Required work. Start at the line where "What React, TypeScript" appears and end at the line where "const rowCount = 17" appears; repeat those lines exactly, both ends included, leaving pictures behind.

Data for this task.
+ + + + +

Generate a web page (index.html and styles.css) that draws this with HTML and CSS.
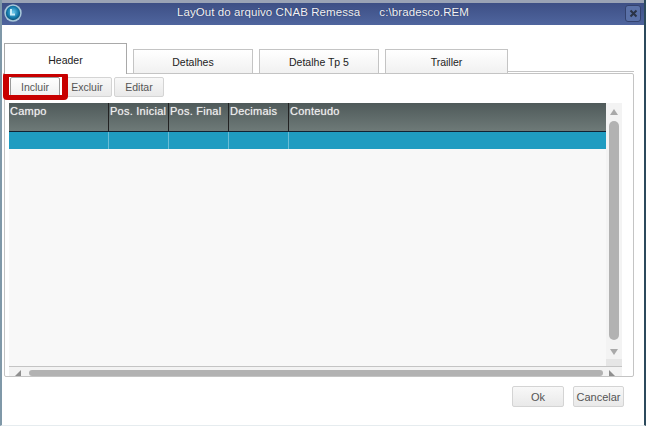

+ + + + +

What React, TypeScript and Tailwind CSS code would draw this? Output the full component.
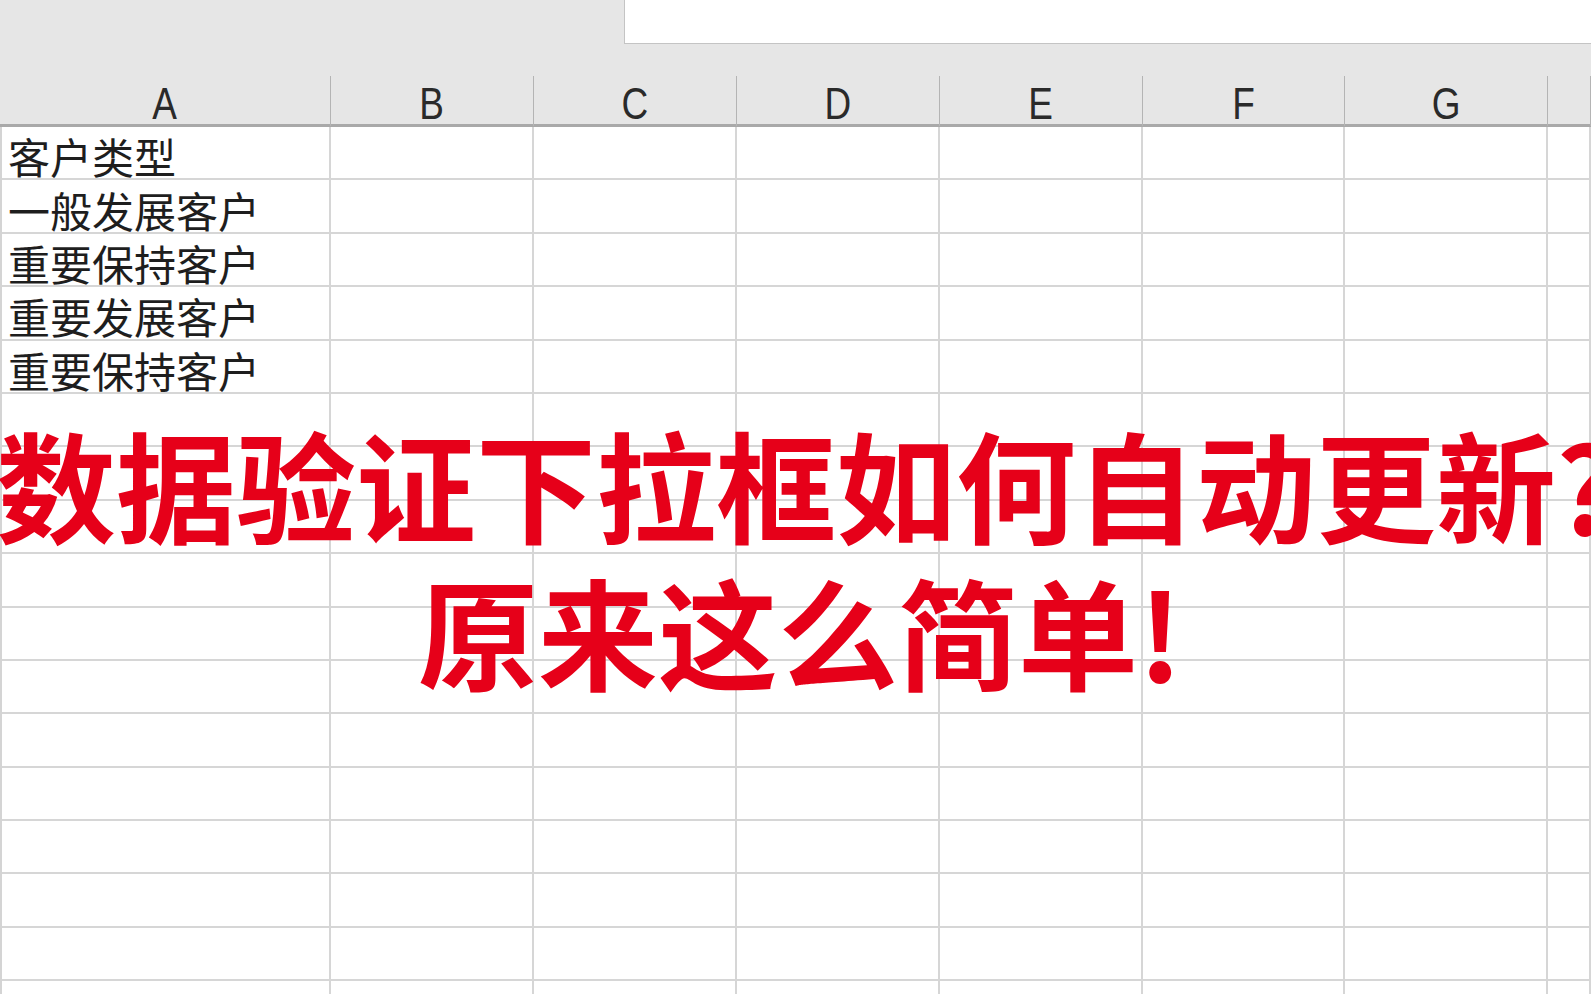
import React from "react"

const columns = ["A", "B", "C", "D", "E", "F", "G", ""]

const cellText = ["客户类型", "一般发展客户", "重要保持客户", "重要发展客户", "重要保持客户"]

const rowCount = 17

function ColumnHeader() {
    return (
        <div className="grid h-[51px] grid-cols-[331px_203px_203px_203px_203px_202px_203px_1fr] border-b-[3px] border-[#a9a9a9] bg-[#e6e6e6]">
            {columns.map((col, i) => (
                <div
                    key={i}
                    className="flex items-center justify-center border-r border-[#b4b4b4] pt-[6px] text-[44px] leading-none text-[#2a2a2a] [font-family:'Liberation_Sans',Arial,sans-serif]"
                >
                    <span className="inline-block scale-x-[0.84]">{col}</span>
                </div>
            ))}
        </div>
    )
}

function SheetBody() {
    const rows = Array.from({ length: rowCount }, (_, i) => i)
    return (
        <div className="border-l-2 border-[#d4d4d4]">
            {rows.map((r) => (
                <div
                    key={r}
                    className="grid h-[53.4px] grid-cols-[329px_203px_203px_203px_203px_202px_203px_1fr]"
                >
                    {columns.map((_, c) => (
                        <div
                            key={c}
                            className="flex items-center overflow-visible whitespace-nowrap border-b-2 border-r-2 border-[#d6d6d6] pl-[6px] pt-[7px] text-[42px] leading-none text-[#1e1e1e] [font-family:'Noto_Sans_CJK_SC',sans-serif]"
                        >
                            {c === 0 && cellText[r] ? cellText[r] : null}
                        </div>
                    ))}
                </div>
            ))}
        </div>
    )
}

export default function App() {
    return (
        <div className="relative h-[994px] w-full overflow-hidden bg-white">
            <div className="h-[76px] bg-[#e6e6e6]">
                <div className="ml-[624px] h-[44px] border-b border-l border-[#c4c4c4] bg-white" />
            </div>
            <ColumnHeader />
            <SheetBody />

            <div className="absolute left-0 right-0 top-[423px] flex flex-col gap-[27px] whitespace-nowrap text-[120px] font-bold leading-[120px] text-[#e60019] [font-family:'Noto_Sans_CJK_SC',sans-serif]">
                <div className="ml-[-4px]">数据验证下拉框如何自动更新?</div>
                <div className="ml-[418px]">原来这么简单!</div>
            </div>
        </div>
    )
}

+ + + + +

Result below.
What React, TypeScript and Tailwind CSS code would draw this? Output the full component.
import React from "react"

const columns = ["A", "B", "C", "D", "E", "F", "G", ""]

const cellText = ["客户类型", "一般发展客户", "重要保持客户", "重要发展客户", "重要保持客户"]

const rowCount = 17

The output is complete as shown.